It always amazes me that such nastiness can come from such a mature and sweet child (which, I suppose, is better than being amazed that such sweetness can come from a nasty child). Because once she’d gotten the studying over with, she kicked into her helpful mode. She got Boo into her PJs, as she had the night before, by promising all new, never before read stories!

When she made this promise last night, and I looked at her with bafflement, she disappeared and then reappeared in my room holding her French/English dictionary. Fearful of a tantrum from Boo, once Maya started reading definitions, I gave her a cautious glare. She said, “You will be amazed at the stories in here!” She then brought Boo to her bed and ‘read’ her 3 stories. One was about a girl who shrunk in the bathtub, slid donw the drain and discovered an entire undersea world down there. Boo loved them, of course.
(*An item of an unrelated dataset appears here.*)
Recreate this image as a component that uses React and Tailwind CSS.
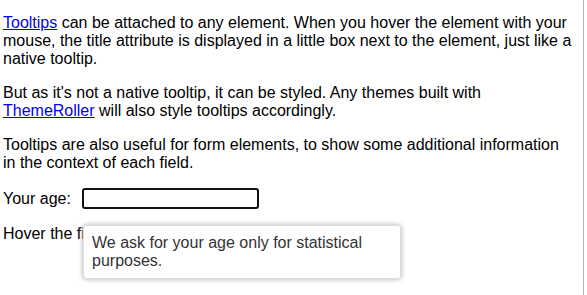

Last night, she told Boo the story of two girls who had birthday parties planned for the same day. By coincidence, the girls in the story had the same names as two of Boo’s best friends. Then they realized they could have a joint party. I heard this from Maya’s room:

Maya: So they had to decide where to have their party. Can you guess where they decided to go?
Boo: Gymnastics? (her current plan for birthday, distant as it is)
Maya: The girls got together and discussed it, and finally decided that they would have their party at … gymnastics!
Boo: (leaping around the bed in excitement) I guessed right! I guessed right!

When I came to bring Boo to her own bed after her stories, she ran up to me with the French/English dictionary and said, “This is my new favourite book!”

Maya is very frequently a smarter parent than I am.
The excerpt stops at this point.